Sunday, May 9, 2010

On staff at a National Lab

In terms of day to day, the life of a postdoc at a National Lab (NL) is very similar to that of a postdoc in academia (as far as I can tell from observing postdocs when I was a student), except there are no students. This means that postdocs are at the bottom of the status chain, except for summer students.

Once you change over to staff, though, your day to day experience changes a lot. First of all, now you are required to do service commitments. This can be serving on committees, doing science-related administrative tasks (safety coordinator, internal review organizer, running the seminars, etc), and is kind of similar to academic service. This is supposed to take up 20% of your time, but as always, it varies by whatever the task is. As a new staff member, you are on probation. Your probationary period lasts 3 years, after which you are much harder to get rid of. It is kind of like tenure, but the bar is much lower. Just do your job, and you are pretty sure to make it.

As a staff member, you are now required to have at least 2 publications per year (at least one is supposed to be first author until you reach a managerial level). Furthermore, most staff members work on 2 or more projects. This is by design at my old lab, where we could only pull 50% of salary from any one grant. You also need to raise money. At many labs, you are soft money, and must raise salary + 200-300% to be fully covered. You also need to cover whatever supplies you need (though at the lab, you will likely have access to any equipment you can think of, so you likely won't need to travel unless you need something really specialized). This can be difficult in times of lean budgets (like the past decade in physical science). As a result, I knew people who were paid from 4 different grants. They were supposed to work one day a week on each project, plus one for service (which is just insane!). Once you raise your own salary, any additional money can be used to pay other staff to work on your project, or to hire postdocs. If you are at a hard money lab, you just need to raise money for postdocs and supplies.

You can pretty much work on anything you can get funded, which is great. However, the high overhead means that it is not worth the effort to apply for anything less that $300k/year or so. If you don't have enough funding to work on your own projects, you need to find something else that has funding to work on. In practice, this will be found for you, but it may be something you don't want to do. This is how deadwood gets traded around form project to project.

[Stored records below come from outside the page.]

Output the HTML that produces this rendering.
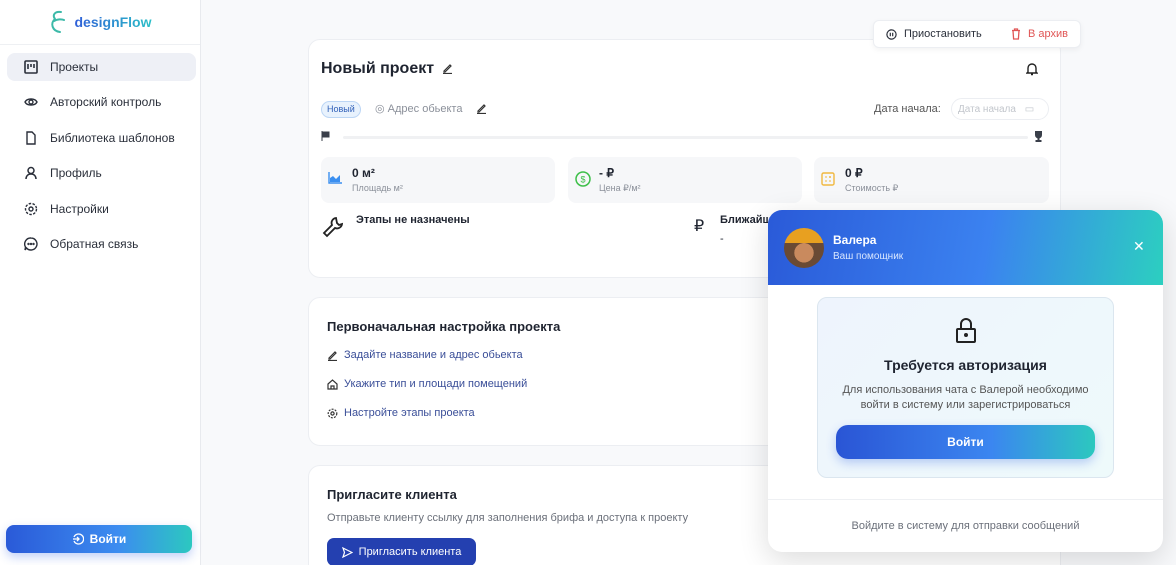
<!DOCTYPE html>
<html><head><meta charset="utf-8"><style>
*{box-sizing:border-box;margin:0;padding:0}
html,body{width:1176px;height:565px;overflow:hidden}
body{font-family:"Liberation Sans",sans-serif;background:#f8f9fb;position:relative;color:#1f2430}
.side{position:absolute;left:0;top:0;width:201px;height:565px;background:#fff;border-right:1px solid #e8eaee}
.logo{height:45px;border-bottom:1px solid #eef0f3;display:flex;align-items:center;justify-content:center;gap:8px}
.logo span{font-weight:bold;font-size:14px;background:linear-gradient(90deg,#2f5fd8,#2bc0c8);-webkit-background-clip:text;color:transparent}
.nav{position:absolute;left:7px;width:189px;height:28px;display:flex;align-items:center;font-size:12px;color:#2a2f3a;border-radius:8px}
.nav svg{position:absolute;left:17px}
.nav b{font-weight:normal;position:absolute;left:43px}
.btn{position:absolute;left:6px;top:525px;width:186px;height:28px;border-radius:8px;background:linear-gradient(90deg,#2a5ad8,#3c8cf0 60%,#2cc8c0);color:#fff;font-weight:bold;font-size:12px;display:flex;align-items:center;justify-content:center;gap:6px;box-shadow:0 4px 10px rgba(50,100,230,.3)}
.card{position:absolute;left:308px;width:753px;background:#fff;border:1px solid #eceef2;border-radius:12px}
.stat{position:absolute;top:117px;height:46px;background:#f6f7f9;border-radius:8px}
.stat .v{position:absolute;left:31px;top:9px;font-weight:bold;font-size:12px}
.stat .l{position:absolute;left:31px;top:26px;font-size:9px;color:#8b909a}
.stat svg{position:absolute;left:7px;top:15px}
.link{position:absolute;left:18px;font-size:11px;color:#3a4e98;display:flex;align-items:center;gap:6px}
</style></head><body>
<div class="side">
 <div class="logo"><svg width="18" height="26" viewBox="0 0 18 26"><path d="M12 3C6 2 3 6 6 10M5 12c3-2 8-2 10-1M6 10c-5 4-3 12 5 13" stroke="#3cb9a8" stroke-width="2" fill="none" stroke-linecap="round"/></svg><span>designFlow</span></div>
 <div class="nav" style="top:53px;background:#eef0f6"><svg width="14" height="14" viewBox="0 0 14 14" fill="none" stroke="#2a2f3a" stroke-width="1.6"><rect x="1" y="1" width="12" height="12" rx="1"/><path d="M4 4v5M7 4v3M10 4v4"/></svg><b>Проекты</b></div>
 <div class="nav" style="top:88px"><svg width="14" height="14" viewBox="0 0 14 14" fill="none" stroke="#2a2f3a" stroke-width="1.4"><path d="M1 7c2-4 10-4 12 0c-2 4-10 4-12 0z"/><circle cx="7" cy="7" r="2"/></svg><b>Авторский контроль</b></div>
 <div class="nav" style="top:124px"><svg width="14" height="14" viewBox="0 0 14 14" fill="none" stroke="#2a2f3a" stroke-width="1.4"><path d="M3 1h5l3 3v9H3z"/></svg><b>Библиотека шаблонов</b></div>
 <div class="nav" style="top:159px"><svg width="14" height="14" viewBox="0 0 14 14" fill="none" stroke="#2a2f3a" stroke-width="1.5"><circle cx="7" cy="4.5" r="3"/><path d="M2 13c0-3 2-5 5-5s5 2 5 5"/></svg><b>Профиль</b></div>
 <div class="nav" style="top:195px"><svg width="14" height="14" viewBox="0 0 14 14" fill="none" stroke="#2a2f3a" stroke-width="1.4"><circle cx="7" cy="7" r="2"/><circle cx="7" cy="7" r="5.5" stroke-dasharray="2.5 1.4"/></svg><b>Настройки</b></div>
 <div class="nav" style="top:230px"><svg width="14" height="14" viewBox="0 0 14 14" fill="none" stroke="#2a2f3a" stroke-width="1.4"><path d="M7 1a6 6 0 1 1-4.5 10L1 13l.5-3A6 6 0 0 1 7 1z"/><circle cx="4.5" cy="7" r=".5"/><circle cx="7" cy="7" r=".5"/><circle cx="9.5" cy="7" r=".5"/></svg><b>Обратная связь</b></div>
 <div class="btn"><svg width="12" height="12" viewBox="0 0 12 12" fill="none" stroke="#fff" stroke-width="1.3"><path d="M2 4a5 5 0 1 1 0 4M1 6h6M5 4l2 2-2 2"/></svg>Войти</div>
</div>

<div class="card" style="top:39px;height:239px">
 <div style="position:absolute;left:12px;top:20px;font-size:16px;font-weight:bold">Новый проект</div>
 <svg style="position:absolute;left:133px;top:23px" width="11" height="11" viewBox="0 0 11 11" fill="none" stroke="#333" stroke-width="1.2"><path d="M2 8l6-6 1 1-6 6H2zM1 10.5h9"/></svg>
 <svg style="position:absolute;left:717px;top:22px" width="12" height="14" viewBox="0 0 12 14" fill="none" stroke="#222" stroke-width="1.4"><path d="M2 10V6a4 4 0 0 1 8 0v4l1 1H1zM5 12.5h2"/></svg>
 <div style="position:absolute;left:12px;top:61px;height:17px;padding:0 5px;border:1px solid #bcd6f5;background:#e8f2fd;border-radius:9px;font-size:9px;color:#2f5fb8;line-height:15px">Новый</div>
 <div style="position:absolute;left:66px;top:62px;font-size:11px;color:#8b909a">◎ Адрес обьекта</div>
 <svg style="position:absolute;left:167px;top:63px" width="11" height="11" viewBox="0 0 11 11" fill="none" stroke="#333" stroke-width="1.2"><path d="M2 8l6-6 1 1-6 6H2zM1 10.5h9"/></svg>
 <div style="position:absolute;left:565px;top:63px;font-size:11px;color:#555">Дата начала:</div>
 <div style="position:absolute;left:642px;top:58px;width:98px;height:22px;border:1px solid #eceef2;border-radius:11px;font-size:10px;color:#c2c6cc;padding:5px 0 0 6px">Дата начала <span style="margin-left:6px">▭</span></div>
 <svg style="position:absolute;left:12px;top:91px" width="10" height="10" viewBox="0 0 10 10"><path d="M1 0v10M1 1h7v5H1" fill="#3a3f4a" stroke="#3a3f4a"/></svg>
 <div style="position:absolute;left:34px;top:96px;width:685px;height:3px;background:#f0f1f3;border-radius:2px"></div>
 <svg style="position:absolute;left:724px;top:91px" width="11" height="11" viewBox="0 0 11 11" fill="#3a3f4a"><path d="M2 0h7v4a3.5 3.5 0 0 1-7 0zM4.5 7h2v2h2v2h-6V9h2z"/></svg>
 <div class="stat" style="left:12px;width:234px"><svg width="14" height="12" viewBox="0 0 14 12"><path d="M1 0v11h13" stroke="#3b8ff0" fill="none" stroke-width="1.4"/><path d="M2 10V6l3-2 3 3 4-4v7z" fill="#3b8ff0"/></svg><div class="v">0 м²</div><div class="l">Площадь м²</div></div>
 <div class="stat" style="left:259px;width:234px"><svg width="16" height="16" viewBox="0 0 16 16" style="top:14px"><circle cx="8" cy="8" r="7" fill="none" stroke="#3cbf48" stroke-width="1.5"/><text x="8" y="11.5" font-size="9" text-anchor="middle" fill="#3cbf48" font-family="Liberation Sans">$</text></svg><div class="v">- ₽</div><div class="l">Цена ₽/м²</div></div>
 <div class="stat" style="left:505px;width:235px"><svg width="14" height="14" viewBox="0 0 14 14"><rect x="1" y="1" width="12" height="12" rx="1.5" fill="none" stroke="#f0b840" stroke-width="1.4"/><path d="M4 5h2M4 9h2M8 9h2M9 4v2M8 5h2" stroke="#f0b840"/></svg><div class="v">0 ₽</div><div class="l">Стоимость ₽</div></div>
 <svg style="position:absolute;left:13px;top:176px" width="22" height="22" viewBox="0 0 22 22" fill="none" stroke="#222" stroke-width="1.8"><path d="M14 2a5 5 0 0 0-4 7L2 17l3 3 8-8a5 5 0 0 0 7-4l-3 1-2-2z"/></svg>
 <div style="position:absolute;left:47px;top:174px;font-size:11px;font-weight:bold">Этапы не назначены</div>
 <div style="position:absolute;left:385px;top:176px;font-size:16px">₽</div>
 <div style="position:absolute;left:411px;top:174px;font-size:11px;font-weight:bold">Ближайший</div>
 <div style="position:absolute;left:411px;top:193px;font-size:11px">-</div>
</div>

<div style="position:absolute;left:873px;top:20px;width:208px;height:28px;background:#fff;border:1px solid #eceef2;border-radius:6px;box-shadow:0 2px 6px rgba(0,0,0,.05);font-size:11px">
 <svg style="position:absolute;left:12px;top:8px" width="11" height="11" viewBox="0 0 11 11" fill="none" stroke="#2a2f3a" stroke-width="1.2"><circle cx="5.5" cy="5.5" r="4.6"/><path d="M4.3 3.7v3.6M6.7 3.7v3.6"/></svg>
 <span style="position:absolute;left:30px;top:7px;color:#2a2f3a">Приостановить</span>
 <svg style="position:absolute;left:137px;top:7px" width="10" height="12" viewBox="0 0 10 12" fill="none" stroke="#e05555" stroke-width="1.3"><path d="M1 2.5h8M3.5 2.5V1h3v1.5M2 2.5l.6 8.5h4.8L8 2.5"/></svg>
 <span style="position:absolute;left:154px;top:7px;color:#e05555">В архив</span>
</div>

<div class="card" style="top:297px;height:149px">
 <div style="position:absolute;left:18px;top:21px;font-size:13px;font-weight:bold">Первоначальная настройка проекта</div>
 <div class="link" style="top:51px"><svg width="11" height="11" viewBox="0 0 11 11" fill="none" stroke="#333" stroke-width="1.2"><path d="M2 8l6-6 1 1-6 6H2zM1 10.5h9"/></svg>Задайте название и адрес обьекта</div>
 <div class="link" style="top:80px"><svg width="11" height="11" viewBox="0 0 11 11" fill="none" stroke="#333" stroke-width="1.2"><path d="M1 5l4.5-4 4.5 4v5H1zM4 10V7h3v3"/></svg>Укажите тип и площади помещений</div>
 <div class="link" style="top:109px"><svg width="11" height="11" viewBox="0 0 11 11" fill="none" stroke="#333" stroke-width="1.2"><circle cx="5.5" cy="5.5" r="1.6"/><circle cx="5.5" cy="5.5" r="4.3" stroke-dasharray="2 1.2"/></svg>Настройте этапы проекта</div>
</div>

<div class="card" style="top:465px;height:120px">
 <div style="position:absolute;left:18px;top:21px;font-size:13px;font-weight:bold">Пригласите клиента</div>
 <div style="position:absolute;left:18px;top:46px;font-size:11px;color:#6b707a">Отправьте клиенту ссылку для заполнения брифа и доступа к проекту</div>
 <div style="position:absolute;left:18px;top:72px;width:149px;height:28px;background:#2440b0;border-radius:7px;color:#fff;font-size:11px;display:flex;align-items:center;justify-content:center;gap:6px"><svg width="11" height="11" viewBox="0 0 11 11" fill="none" stroke="#fff" stroke-width="1.2"><path d="M1 1l9 4.5L1 10l1.5-4.5z"/></svg>Пригласить клиента</div>
</div>

<div style="position:absolute;left:768px;top:210px;width:395px;height:342px;background:#fff;border-radius:14px;box-shadow:0 8px 30px rgba(0,0,0,.14);overflow:hidden">
 <div style="height:75px;background:linear-gradient(100deg,#2a5ad8,#3b82f0 55%,#2ccfc0)">
  <div style="position:absolute;left:16px;top:18px;width:40px;height:40px;border-radius:50%;background:radial-gradient(circle at 50% 62%,#c98a5e 0 30%,transparent 31%),linear-gradient(#e8a020 0 38%,#6a4a34 38%)"></div>
  <div style="position:absolute;left:65px;top:23px;color:#fff;font-weight:bold;font-size:12px">Валера</div>
  <div style="position:absolute;left:65px;top:41px;color:#d8e6ff;font-size:10px">Ваш помощник</div>
  <div style="position:absolute;left:365px;top:28px;color:#fff;font-size:14px">✕</div>
 </div>
 <div style="position:absolute;left:49px;top:87px;width:297px;height:181px;border:1px solid #dbe6ef;border-radius:10px;background:linear-gradient(135deg,#eef4fd,#eefafb)">
  <svg style="position:absolute;left:137px;top:20px" width="22" height="26" viewBox="0 0 22 26" fill="none" stroke="#222" stroke-width="2"><rect x="2" y="11" width="18" height="13" rx="1"/><path d="M6 11V6a5 5 0 0 1 10 0v5"/><circle cx="11" cy="17" r="1" fill="#222"/></svg>
  <div style="position:absolute;width:100%;top:59px;text-align:center;font-weight:bold;font-size:14px">Требуется авторизация</div>
  <div style="position:absolute;width:100%;top:85px;text-align:center;font-size:11px;color:#555;line-height:15px">Для использования чата с Валерой необходимо<br>войти в систему или зарегистрироваться</div>
  <div style="position:absolute;left:18px;top:127px;width:259px;height:34px;border-radius:12px;background:linear-gradient(90deg,#2a55d5,#3b86f0 60%,#2cc8bf);color:#fff;font-weight:bold;font-size:12px;text-align:center;line-height:34px;box-shadow:0 4px 10px rgba(50,100,230,.3)">Войти</div>
 </div>
 <div style="position:absolute;left:0;top:289px;width:100%;border-top:1px solid #eef0f3"></div>
 <div style="position:absolute;width:100%;top:310px;text-align:center;font-size:11px;color:#6b707a">Войдите в систему для отправки сообщений</div>
</div>
</body></html>
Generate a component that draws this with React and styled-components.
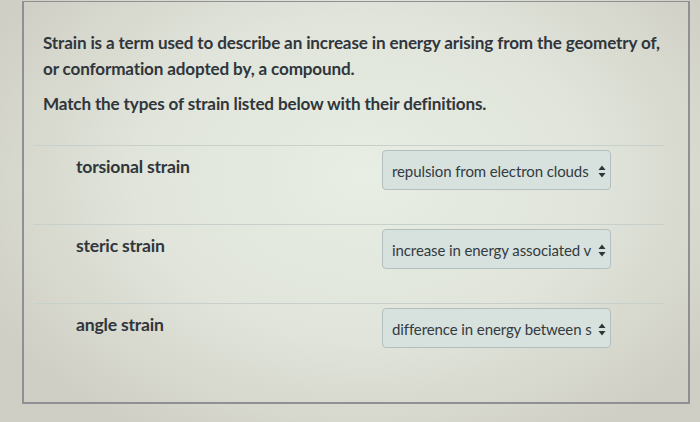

Where can we get money? Lots of places, but some won't pay federal salaries (even if you are soft money) like the NIH. Staff at NLs compete for lab directed funds (LDR or internal research), which cover 50% or so of salary at my old lab. The rest comes from DoD, DoE, industrial collaborations, DARPA, USDA, NASA, and other similar agencies that will fund NL research. NSF is strictly educational (as so off limits), and many Federal sources are not really large enough to pay anything other than a postdoc in practive (NASA, USDA, FDA). Fortunately DoD and DoE have some "intramural" funds which are designated for NL research. On the whole, the job is a lot like an academic position, only you will still work at the bench for quite a while after becoming a PI. This is what makes it great training for a future academic career!